Based on the graph of their stock picking performance:

From 2002 to 2013, they averaged 15.75% CAGR vs 13.06% for QQQ
From 2002 to 2016, they averaged 17.88 % CAGR vs 12.78% for QQQ
From 2002 to 2019 , they averaged 19.27% CAGR vs 14.43% for QQQ
From 2002 to 2013, they averaged 20.80% CAGR vs 15.84% for QQQ
Nothing to break the market. Also, at of 2013, would you give it a try picking their stocks or would you simply buy QQQ? I would've just bought QQQ.

But then they've been on a very good run for the past 7 years. But hey, QQQ averaged 22% CAGR during that period.

Why would they bother with all that newsletter? What if they are just passionate about it to make a living from sharing those advice and starting a business and funds and ETFs?

By the way, 20% CAGR doesn't make you filthy rich. Even if you start with $100,000 and then invest another $20,000 every year for those 18 years at 20% CAGR, you end up sitting on "only" $5.7M, which is awesome but not my definition of filthy rich. Starting a business though, *that* can make you filthy rich.


----------



## MrBlackhill

AltaRed said:


> Market cap weighting is not supposed to be weighted for anything other than the market weight of its constituents (total float outstanding).
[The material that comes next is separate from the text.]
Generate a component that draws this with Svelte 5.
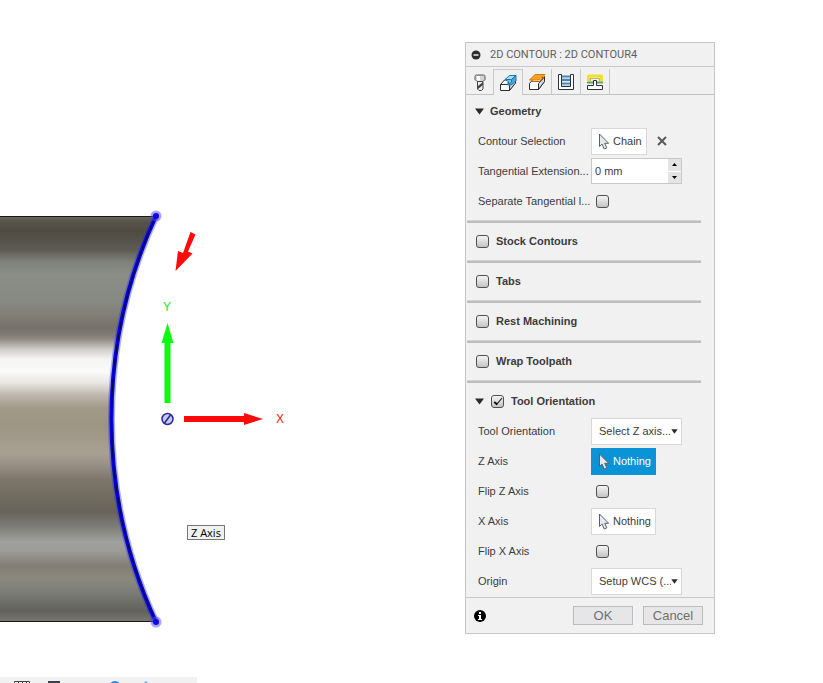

Why is that so hard to understand?


Exactly, which means they just represent the broad market but they do not represent the optimized performance of the broad market.


----------



## AltaRed

MrBlackhill said:


> Exactly, which means they just represent the broad market but they do not represent the optimized performance of the broad market.


No, because there is no quantifiable standard measure for optimized performance of the broad market. It is an oxymoron.

Added: You may have a personal opinion on what that might be but that is all it is. An opinion.


----------



## Jimmy

james4beach said:


> Jimmy, you're telling me that the brothers have a superior strategy, but decided to use an inferior strategy in their mutual fund?
> 
> So the newsletter is better than the mutual fund. I'm being too hard on them because the real magic is in their newsletter, not the mutual fund?


This fund is a passive index for the general public like any tech index. Again the strategy is different for the service . The holding period is different too . If you want the top picks , advice on when to buy and sell you have to subscribe , None of the picks I have are in that index which is also midcaps too.

You saw the services performance vs the S&P already. Sad you just can't accept they do quite well


----------



## AltaRed

james4beach said:


> Jimmy, you're telling me that the brothers have a superior strategy, but decided to use an inferior strategy in their mutual fund?
> 
> So the newsletter is better than the mutual fund. I'm being too hard on them because the real magic is in their newsletter, not the mutual fund?


James, this is just another fad/trend that has had a run of luck. Remember when the way to riches in the Cdn stock market was to be invested in the super commodity cycle and investors (including many CMF members) were still in it bleeding red ink well into 2015 and 2016? Remember Sir John Templeton's run? Or Peter Lynch's run? MF's run via their newsletter is just another of the same that may last 10 years or 20 years, but will ultimately fail like all others, ultimately seen only in hindsight.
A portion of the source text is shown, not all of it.